Child care centre starts kids on physical literacy journey

Child care centre starts kids on physical literacy journey

You’re dropping off your kid at the child care centre in the morning. You imagine what the centre leaders will be teaching them this day. Perhaps some art activities, water play, story time, maybe some music.

How about physical literacy?

At the Banff Child Care Centre (BCCC), a new pilot program is giving children aged one through five an active start in early motor skill development and the ABCs of physical literacy. Using a curriculum developed by the Centre for Child Well-Being at Mount Royal University in Calgary, the early childhood educators at BCCC are engaging kids in a variety of activities in hopping, crawling, jumping, throwing, and more.

Started in March 2015, the BCCC program is the product of some innovative thinking in early childhood education. It began when BCCC applied for a funding grant in the fall of 2014. They submitted plans to build a small climbing wall and purchase some play equipment. They also requested funding to create a basic physical literacy program with staff training and curriculum.

The grant was approved, and the program quickly began to take shape.

“In early childhood education, we try to look at all of the learning domains that the children can become involved in,” explains centre president Karen Foster-Jorgensen. “Physical literacy is one of those domains.”

Active for Life played a role in getting the pilot project started. In the autumn of 2014, Foster-Jorgensen had discussed the idea of creating a physical literacy program with Liz Smeaton of Active for Life, and Liz introduced her to Dr. Dawne Clark at Mount Royal University. Clark in turn connected her with two MRU students in the Centre for Child Well-Being who were specifically researching physical literacy for early childhood education, Katie Jewitt and Paxton Bruce.

Jewitt and Bruce subsequently delivered a physical literacy workshop to the BCCC teachers in Banff in March 2015.

“Katie and Paxton presented some of their research, and then they led our teachers through a number of different physical literacy activities so they would know how to lead our children in the same activities,” recounts Foster-Jorgensen.

That same spring, Active for Life connected BCCC with Shannon Fox, a local physical literacy specialist.

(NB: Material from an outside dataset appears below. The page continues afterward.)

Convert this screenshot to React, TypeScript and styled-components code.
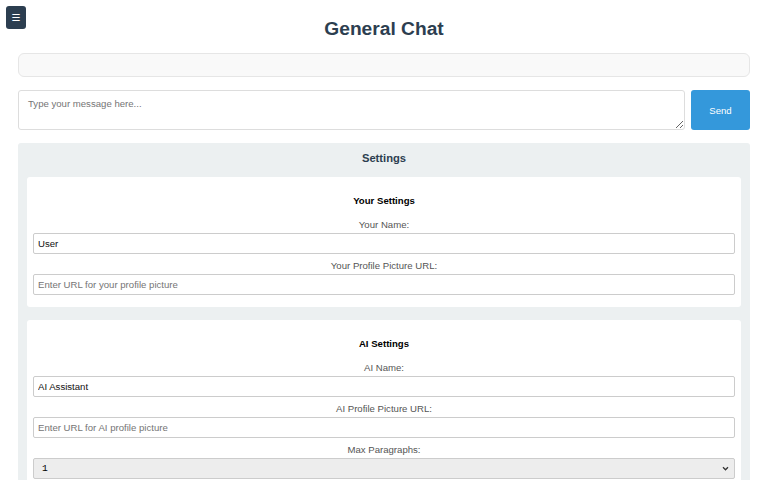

“We were able to have her out three times to work with our classes of children, and that also provided modelling for our teachers,” says Foster-Jorgensen.

Prior to contacting Mount Royal University, Foster-Jorgensen had printed physical literacy lesson plans from the Active for Life website for the staff at BCCC.  Following the workshop, BCCC started working with Jewitt and Bruce to refine the first and second drafts of a new ECE physical literacy manual that they were developing at MRU. BCCC staff provided important feedback to Jewitt on what worked and what could be improved.

“In their research, they were trying to determine which types of activities would be most effective to help children in ECE programs to develop in the different areas that they had identified — such as agility, balance, and coordination,” explains Foster-Jorgensen.

“There were a lot of great activities that used beanbags to practice balance, throwing, and catching. With our smallest children, we did simple things with jumping — jumping to music, jumping on one foot, jumping on the other foot. Simple things, but the kids loved it.”

The Mount Royal physical literacy resource provided the guidance that staff wanted.

“One of the greatest values of this program is that it gives educators confidence,” says Foster-Jorgensen. “They think, ‘I know I am doing the right thing, because I see it in the manual.’ If that support helps, then it is important that it happens.”

She believes that physical literacy curricula in early childhood centres can have a huge impact on child development and well-being.

“So much of confidence has to do with your ability to move,” she explains. “It seems that by the time kids get into elementary school, if they lack some of the basic skills, they feel like they will get laughed at, so they don’t participate at all. If children can come to us at age 1 and leave us at age 5 with confidence and basic movement skills, they are going to be in a whole different place than if they leave us without that type of skill.

“Our role is to promote child development, and to leave out physical literacy would be just as severe as leaving out books, music, art or pre-mathematics. We help them develop their love of music, art, and books … and everything else as well. The day will come when everyone will know that physical literacy is essential to early childhood education, and it will just become standard curriculum.”

Richard Monette, who leads the Active for Life initiative, agrees.

“Child care settings such as preschools and before-and-after-school care programs are logical venues for developing early physical literacy in children,” says Monette. “As the Banff Child Care Centre has shown, programs can get up and running with minimal investment and deliver physical literacy programming in a very cost-effective manner.”

Physical literacy is often described as a lifelong journey. In Banff, BCCC is ensuring that their children get the right start on that journey.